- Stated problem:
For the data below, work out how many lines include the string "screenshot" and report only the number.

--- BEGIN Data provided ---

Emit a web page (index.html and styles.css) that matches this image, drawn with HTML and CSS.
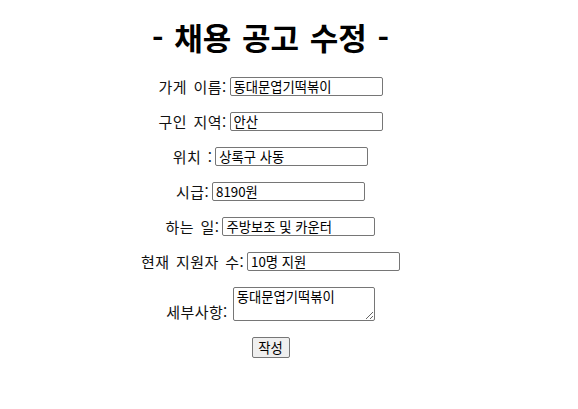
FILE: index.html
```html
<!DOCTYPE html>
<html lang="ko">
<head>
<meta charset="utf-8">
<title>채용 공고 수정</title>
<link rel="stylesheet" href="styles.css">
</head>
<body>
<div class="page">
  <h1 class="title">- 채용 공고 수정 -</h1>
  <form class="form">
    <div class="row"><label class="label">가게 이름:</label><input class="field" type="text" value="동대문엽기떡볶이"></div>
    <div class="row"><label class="label">구인 지역:</label><input class="field" type="text" value="안산"></div>
    <div class="row"><label class="label">위치 :</label><input class="field" type="text" value="상록구 사동"></div>
    <div class="row"><label class="label">시급:</label><input class="field" type="text" value="8190원"></div>
    <div class="row"><label class="label">하는 일:</label><input class="field" type="text" value="주방보조 및 카운터"></div>
    <div class="row"><label class="label">현재 지원자 수:</label><input class="field" type="text" value="10명 지원"></div>
    <div class="row"><label class="label">세부사항:</label><textarea class="area">동대문엽기떡볶이</textarea></div>
    <div class="row"><button class="btn" type="button">작성</button></div>
  </form>
</div>
</body>
</html>
```
FILE: styles.css
```css
body {
  margin: 8px;
  background: #fff;
  color: #000;
  font-family: "Noto Sans CJK KR", "Noto Sans", sans-serif;
}
.page {
  width: 525px;
  text-align: center;
}
.title {
  margin: 0;
  padding-top: 10px;
  font-size: 31px;
  line-height: 38px;
  font-weight: bold;
  word-spacing: 2px;
}
.form {
  margin-top: 21px;
}
.row {
  display: flex;
  justify-content: center;
  align-items: flex-end;
  gap: 3px;
  margin-bottom: 16px;
}
.label {
  font-size: 15px;
  line-height: 19px;
  letter-spacing: 0.4px;
  word-spacing: 2px;
  color: #111;
}
.field {
  box-sizing: border-box;
  width: 153px;
  height: 19px;
  margin: 0;
  padding: 0 3px;
  border: 1px solid #767676;
  border-radius: 2px;
  font-family: "Noto Sans CJK KR", "Noto Sans", sans-serif;
  font-size: 13.33px;
  color: #000;
}
.area {
  box-sizing: border-box;
  width: 142px;
  height: 34px;
  margin: 0 0 0 2px;
  padding: 1px 3px;
  border: 1px solid #767676;
  border-radius: 2px;
  font-family: "Noto Sans CJK KR", "Noto Sans", sans-serif;
  font-size: 13.33px;
  line-height: 15px;
  color: #000;
  resize: both;
}
.btn {
  box-sizing: border-box;
  width: 38px;
  height: 21px;
  margin: 0;
  padding: 0;
  border: 1px solid #767676;
  border-radius: 2px;
  background: #efefef;
  font-family: "Noto Sans CJK KR", "Noto Sans", sans-serif;
  font-size: 13.33px;
  line-height: 19px;
  color: #000;
}
```
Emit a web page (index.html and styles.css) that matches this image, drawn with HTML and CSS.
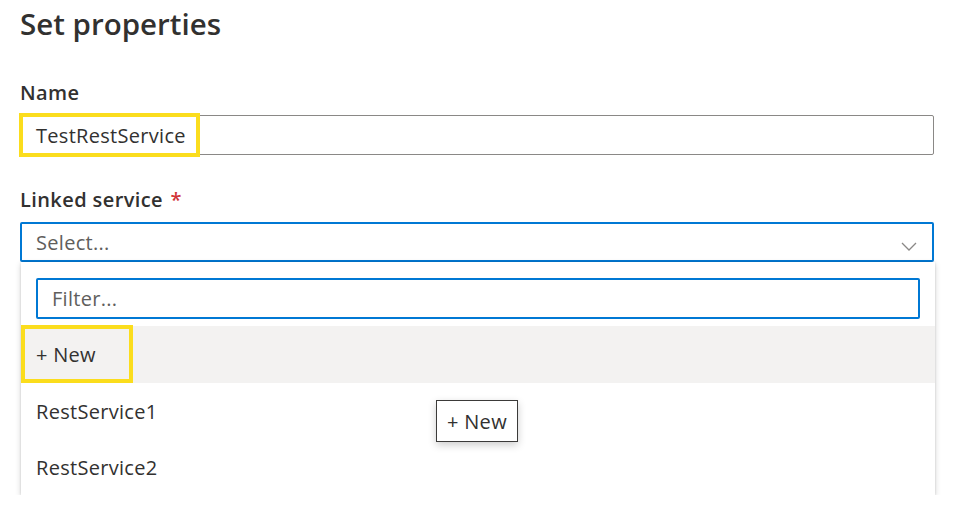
FILE: index.html
```html
<!DOCTYPE html>
<html>
<head>
<meta charset="utf-8">
<link rel="stylesheet" href="styles.css">
</head>
<body>
<div class="page">
  <h1 class="title">Set properties</h1>
  <div class="field">
    <div class="label">Name</div>
    <div class="input">
      <span class="value">TestRestService</span>
      <span class="mark mark-name"></span>
    </div>
  </div>
  <div class="field field-ls">
    <div class="label">Linked service <span class="req">*</span></div>
    <div class="select">
      <span class="placeholder">Select...</span>
      <svg class="chev" width="16" height="9" viewBox="0 0 16 9"><path d="M1 1 L8 8 L15 1" fill="none" stroke="#8a8886" stroke-width="1.3"/></svg>
    </div>
    <div class="panel">
      <div class="filter-wrap">
        <div class="filter"><span class="placeholder">Filter...</span></div>
      </div>
      <div class="option option-new">+ New<span class="mark mark-new"></span></div>
      <div class="option">RestService1</div>
      <div class="option">RestService2</div>
      <div class="tooltip">+ New</div>
    </div>
  </div>
</div>
</body>
</html>
```

FILE: styles.css
```css
html, body {
  margin: 0;
  padding: 0;
  background: #ffffff;
}
body {
  font-family: "Open Sans", "Noto Sans", sans-serif;
  color: #323130;
}
.page {
  width: 914px;
  padding: 0 0 0 20px;
}
.title {
  margin: 0;
  padding-top: 6px;
  font-size: 29.5px;
  line-height: 36px;
  font-weight: 600;
}
.field {
  margin-top: 38px;
}
.field-ls {
  margin-top: 32px;
}
.label {
  font-size: 20px;
  font-weight: 600;
  line-height: 26px;
  margin-bottom: 9px;
  letter-spacing: 0.4px;
}
.req {
  color: #d13438;
  font-weight: 600;
  margin-left: 2px;
}
.input {
  position: relative;
  height: 38px;
  border: 1px solid #8a8886;
  border-radius: 2px;
  display: flex;
  align-items: center;
  padding-left: 15px;
  font-size: 20px;
  letter-spacing: 0.3px;
}
.mark {
  position: absolute;
  border: 4px solid #fbdd1d;
  box-sizing: border-box;
  pointer-events: none;
}
.mark-name {
  left: -2px;
  top: -3px;
  width: 181px;
  height: 44px;
}
.select {
  height: 36px;
  border: 2px solid #0078d4;
  border-radius: 2px;
  display: flex;
  align-items: center;
  justify-content: space-between;
  padding: 0 15px 0 14px;
  font-size: 20px;
  letter-spacing: 0.3px;
}
.placeholder {
  color: #605e5c;
}
.chev {
  margin-top: 8px;
}
.panel {
  position: relative;
  margin-left: 1px;
  background: #ffffff;
  box-shadow: 0 2px 6px rgba(0, 0, 0, 0.18), 0 0 2px rgba(0, 0, 0, 0.12);
  padding-top: 16px;
  width: 914px;
}
.filter-wrap {
  padding: 0 15px 0 15px;
}
.filter {
  height: 37px;
  border: 2px solid #0078d4;
  border-radius: 2px;
  display: flex;
  align-items: center;
  padding-left: 14px;
  font-size: 20px;
  letter-spacing: 0.3px;
}
.option {
  position: relative;
  height: 56px;
  display: flex;
  align-items: center;
  padding-left: 15px;
  font-size: 20px;
  letter-spacing: 0.3px;
}
.option-new {
  margin-top: 7px;
  height: 57px;
  background: #f3f2f1;
}
.mark-new {
  left: 0;
  top: -1px;
  width: 112px;
  height: 58px;
}
.tooltip {
  position: absolute;
  left: 415px;
  top: 138px;
  width: 80px;
  height: 40px;
  border: 1px solid #3b3a39;
  background: #ffffff;
  box-shadow: 0 3px 8px rgba(0, 0, 0, 0.2);
  display: flex;
  align-items: center;
  justify-content: center;
  font-size: 20px;
  letter-spacing: 0.3px;
}
```
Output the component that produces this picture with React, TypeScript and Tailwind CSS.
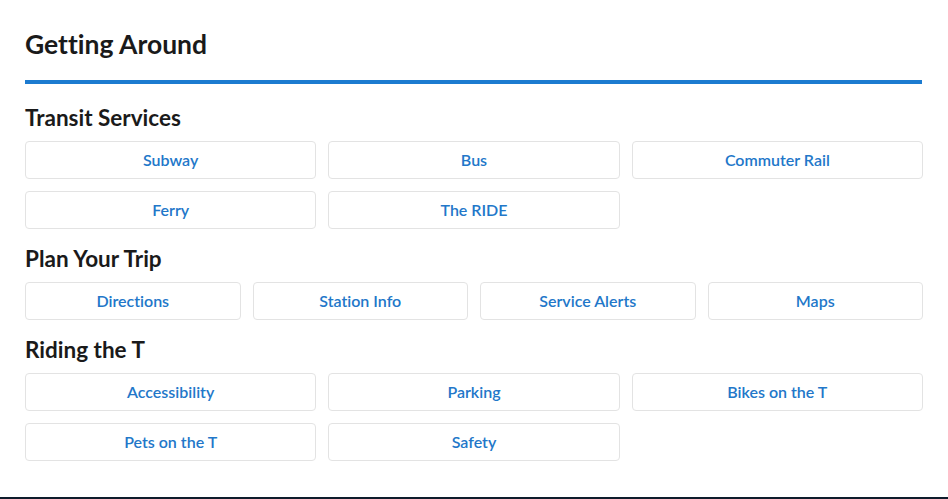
import React from "react";

const sections: { title: string; cols: string; links: string[] }[] = [
  {
    title: "Transit Services",
    cols: "grid-cols-3",
    links: ["Subway", "Bus", "Commuter Rail", "Ferry", "The RIDE"],
  },
  {
    title: "Plan Your Trip",
    cols: "grid-cols-4",
    links: ["Directions", "Station Info", "Service Alerts", "Maps"],
  },
  {
    title: "Riding the T",
    cols: "grid-cols-3",
    links: ["Accessibility", "Parking", "Bikes on the T", "Pets on the T", "Safety"],
  },
];

const App: React.FC = () => {
  return (
    <div className="w-[948px] h-[499px] bg-white flex flex-col font-['Lato','Liberation_Sans',sans-serif] [font-variant-ligatures:none] overflow-hidden">
      <div className="px-[25px] pt-[28px] w-[948px] flex-grow">
        <h1 className="text-[26.5px] leading-[32px] font-bold text-[#1a1a1a]">Getting Around</h1>
        <div className="mt-[20px] h-[4px] w-[897px] bg-[#1c7bd0]" />
        {sections.map((s, i) => (
          <section key={s.title} className={i === 0 ? "mt-[20px]" : "mt-[16px]"}>
            <h2 className="text-[22.5px] leading-[28px] font-bold text-[#1a1a1a]">{s.title}</h2>
            <div className={`grid ${s.cols} gap-x-[12px] gap-y-[12px] mt-[9px]`}>
              {s.links.map((l) => (
                <a
                  key={l}
                  href="#"
                  className="h-[38px] flex items-center justify-center border border-[#e3e3e3] rounded-[4px] text-[16px] font-semibold text-[#2277c9]"
                >
                  {l}
                </a>
              ))}
            </div>
          </section>
        ))}
      </div>
      <div className="h-[2px] bg-[#0e1c2b]" />
    </div>
  );
};

export default App;
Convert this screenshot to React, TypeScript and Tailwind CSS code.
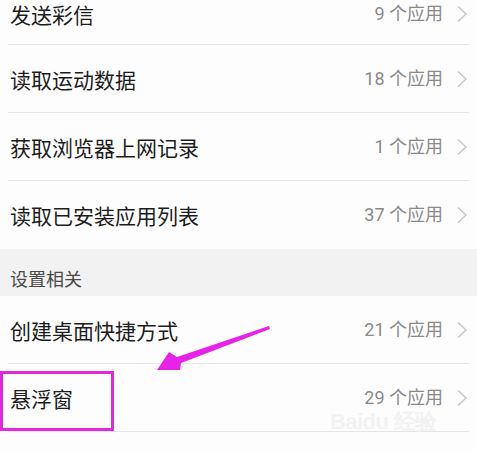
const topRows = [
  { name: '发送彩信', count: 9 },
  { name: '读取运动数据', count: 18 },
  { name: '获取浏览器上网记录', count: 1 },
  { name: '读取已安装应用列表', count: 37 },
];

const settingRows = [
  { name: '创建桌面快捷方式', count: 21 },
  { name: '悬浮窗', count: 29 },
];

function Chevron() {
  return (
    <svg width="12" height="18" viewBox="0 0 12 18" className="ml-[13px]">
      <polyline points="2,1.5 10,9 2,16.5" fill="none" stroke="#c6c6c6" strokeWidth="1.4" />
    </svg>
  );
}

function Row({ name, count, last, first }: { name: string; count: number; last?: boolean; first?: boolean }) {
  return (
    <div
      className={`mx-[8px] flex justify-between pl-[2px] pr-[1px] ${first ? 'h-[45px] items-start pt-[2px]' : 'h-[68px] items-center'} ${last ? '' : 'border-b border-[#e6e6e6]'}`}
    >
      <span className="text-[21px] leading-[24px] text-[#1c1c1c]">{name}</span>
      <div className="flex items-center h-[24px]">
        <span className="text-[18px] leading-[24px] text-[#8a8a8a] font-['Roboto','Noto_Sans_CJK_SC',sans-serif]">
          {count} 个应用
        </span>
        <Chevron />
      </div>
    </div>
  );
}

export default function App() {
  return (
    <div className="relative w-[477px] h-[450px] overflow-hidden bg-[#fdfdfd] font-['Noto_Sans_CJK_SC','Noto_Sans',sans-serif]">
      {topRows.map((r, i) => (
        <Row key={r.name} name={r.name} count={r.count} first={i === 0} last={i === topRows.length - 1} />
      ))}

      {/* Section header */}
      <div className="h-[47px] bg-[#f2f2f2] pl-[10px] pt-[18px]">
        <span className="text-[18px] leading-[20px] text-[#4a4a4a]">设置相关</span>
      </div>

      {settingRows.map((r) => (
        <Row key={r.name} name={r.name} count={r.count} />
      ))}

      {/* Baidu watermark */}
      <span className="absolute left-[330px] top-[405px] text-[22px] font-bold text-[#f2f2f2] tracking-tight font-['Liberation_Sans',sans-serif] pointer-events-none">
        Baidu 经验
      </span>

      {/* Annotation: arrow */}
      <svg className="absolute left-0 top-0 pointer-events-none" width="477" height="450">
        <polygon points="269,326 177,357 169,352 157,370 180,370 181,363 270,329" fill="#e623e6" />
      </svg>

      {/* Annotation: box */}
      <div className="absolute left-0 top-[371px] w-[114px] h-[60px] border-[3px] border-[#dc2adc] pointer-events-none" />
    </div>
  );
}
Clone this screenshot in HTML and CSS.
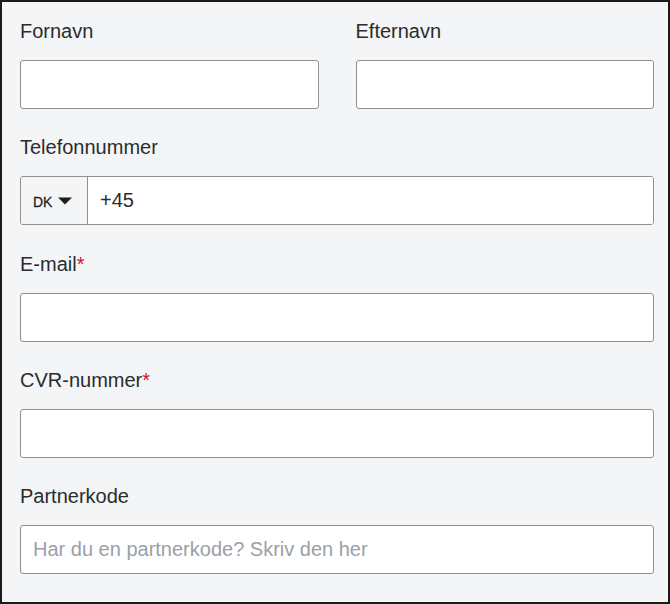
FILE: index.html
```html
<!DOCTYPE html>
<html lang="da">
<head>
<meta charset="utf-8">
<title>Kontaktoplysninger</title>
<link rel="stylesheet" href="styles.css">
</head>
<body>
<form class="signup">
  <div class="row-split">
    <div class="field">
      <label class="label" for="fornavn">Fornavn</label>
      <input class="input" id="fornavn" type="text">
    </div>
    <div class="field">
      <label class="label" for="efternavn">Efternavn</label>
      <input class="input" id="efternavn" type="text">
    </div>
  </div>

  <div class="field">
    <label class="label" for="telefon">Telefonnummer</label>
    <div class="phone">
      <button type="button" class="country">
        <span class="country-code">DK</span>
        <svg class="caret" width="14" height="8" viewBox="0 0 14 8" aria-hidden="true"><path d="M0 0.5h14L7 7.5z" fill="#1f1f1f"/></svg>
      </button>
      <input class="phone-input" id="telefon" type="tel" value="+45">
    </div>
  </div>

  <div class="field">
    <label class="label" for="email">E-mail<span class="req">*</span></label>
    <input class="input" id="email" type="email">
  </div>

  <div class="field">
    <label class="label" for="cvr">CVR-nummer<span class="req">*</span></label>
    <input class="input" id="cvr" type="text">
  </div>

  <div class="field">
    <label class="label" for="partner">Partnerkode</label>
    <input class="input" id="partner" type="text" placeholder="Har du en partnerkode? Skriv den her">
  </div>
</form>
</body>
</html>
```
FILE: styles.css
```css
* {
  box-sizing: border-box;
}

html,
body {
  margin: 0;
  padding: 0;
  background: #f4f5f7;
}

.signup {
  width: 670px;
  height: 604px;
  border: 2px solid #1b1b1b;
  background: #f4f5f7;
  padding: 17px 14px 0 18px;
  font-family: "Liberation Sans", Arial, sans-serif;
  font-size: 20px;
  color: #2a2c2e;
}

.row-split {
  display: grid;
  grid-template-columns: 1fr 1fr;
  column-gap: 37px;
}

.field {
  display: flex;
  flex-direction: column;
  margin-bottom: 26.25px;
}

.label {
  display: block;
  line-height: 24px;
  margin-bottom: 17px;
}

.req {
  color: #d0102b;
}

.input,
.phone {
  height: 49px;
  width: 100%;
  border: 1px solid #8f8f8f;
  border-radius: 3px;
  background: #fff;
}

.input {
  padding: 0 12px;
  font: inherit;
  color: #2a2c2e;
  outline: none;
}

.input::placeholder {
  color: #9aa0a8;
  opacity: 1;
}

.phone {
  display: flex;
  overflow: hidden;
}

.country {
  width: 67px;
  flex: none;
  display: flex;
  align-items: center;
  gap: 6px;
  padding: 0 0 0 12px;
  margin: 0;
  border: 0;
  border-right: 1px solid #8f8f8f;
  background: #f4f5f7;
  font-family: "Liberation Sans", Arial, sans-serif;
  font-size: 14px;
  font-weight: 400;
  color: #1f1f1f;
}

.country-code {
  padding-top: 2px;
  -webkit-text-stroke: 0.3px #1f1f1f;
}

.caret {
  display: block;
}

.phone-input {
  flex: 1;
  min-width: 0;
  border: 0;
  padding: 0 12px;
  font: inherit;
  color: #2a2c2e;
  background: #fff;
  outline: none;
}
```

--- END Data provided ---

- Solution to this task:
2